Action by Eva Angevine, by next friend, against Rachel S. Hewitson and another, resulting in directed verdict for defendants. On report to the Supreme Judicial Court. Judgment ordered for defendants.

De Courcy, J., dissenting.

Wendell P. Murray, of Boston, for plaintiff.

Walter S. Pinkham, of Boston, for defendants.

PIERCE, J.

This is an action of tort to recover damages for physical injuries sustained by the plaintiff on May 2, 1918, caused by falling down a dumb-waiter well in a hallway used by tenants of the defendant Rachel S. Hewitson, the control thereof remaining in the landlord. At the close of the evidence before a jury, the presiding judge on motion directed a verdict for the defendants, with the stipulation that final judgment is to be entered for both the defendants on the verdict if the ruling and direction was right; but if the case should have been submitted to the jury, judgment is to be entered for the plaintiff in the sum of $500.

The material facts in support of the plaintiff's case in substance are as follows: The house was an old house, probably 40 years old; was a three-flat house, being one-half of a six-apartment building. The apartment on the second floor was hired by the father of the minor plaintiff, who did not examine it before it was hired on his behalf by his wife. The family moved in on April 17, 1918, and moved out on July 1, 1918. There is a front hall and stairs and a back hall and stairs running to each of the three apartments, the back hall and stairs being used in common by all the tenants of the house.
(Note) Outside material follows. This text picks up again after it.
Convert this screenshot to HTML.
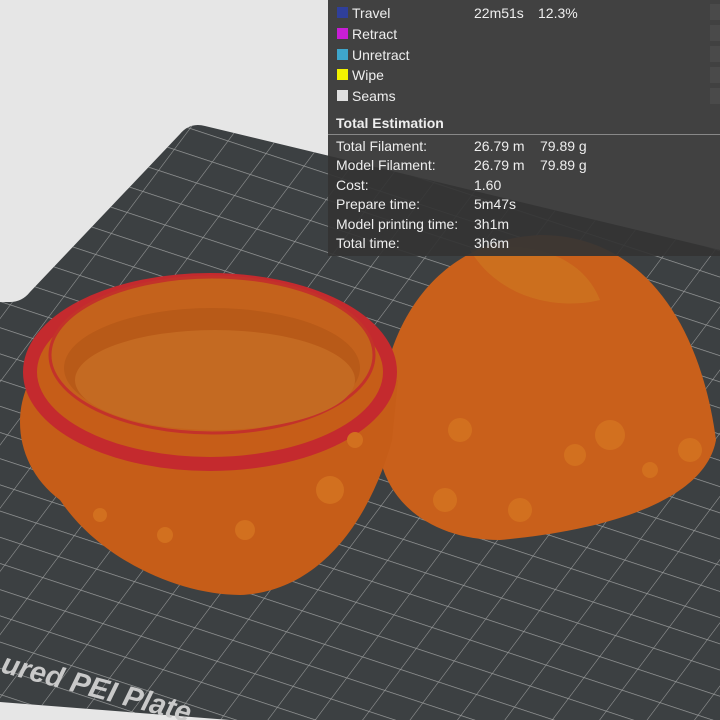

Within the stairway in the back hall, opposite the kitchen door, there was a dumb-waiter shaft with the stairs running around it. There were places for the dumb-waiter to stop at each floor. It was not in use during the tenancy of the father; the rope was cut and it rested at the bottom of the shaft. The shaft consisted of the space between upright posts, with a removable gate running between guides on the posts at each floor. ‘The way of using the dumb-waiter was to lift the gate out and run the dumb-waiter up and down and then replace the gate between the guides.’ An inspector of the building department of the city of Boston examined the dumb-waiter shaft on May 15, 1918. In substance he testified that the plaintiff fell from the floor to the top of the car and thence to the basement floor, 22 feet; that the opening at the second floor was 26 inches wide; that the gate was 2 feet and 6 inches high; that it was set in guides; that there was nothing to indicate that there had been any change in the elevator well or gates since the house was built; ‘that the gate apparently was strong and the supports were strong and no trouble with the way it was built or defect in any way.’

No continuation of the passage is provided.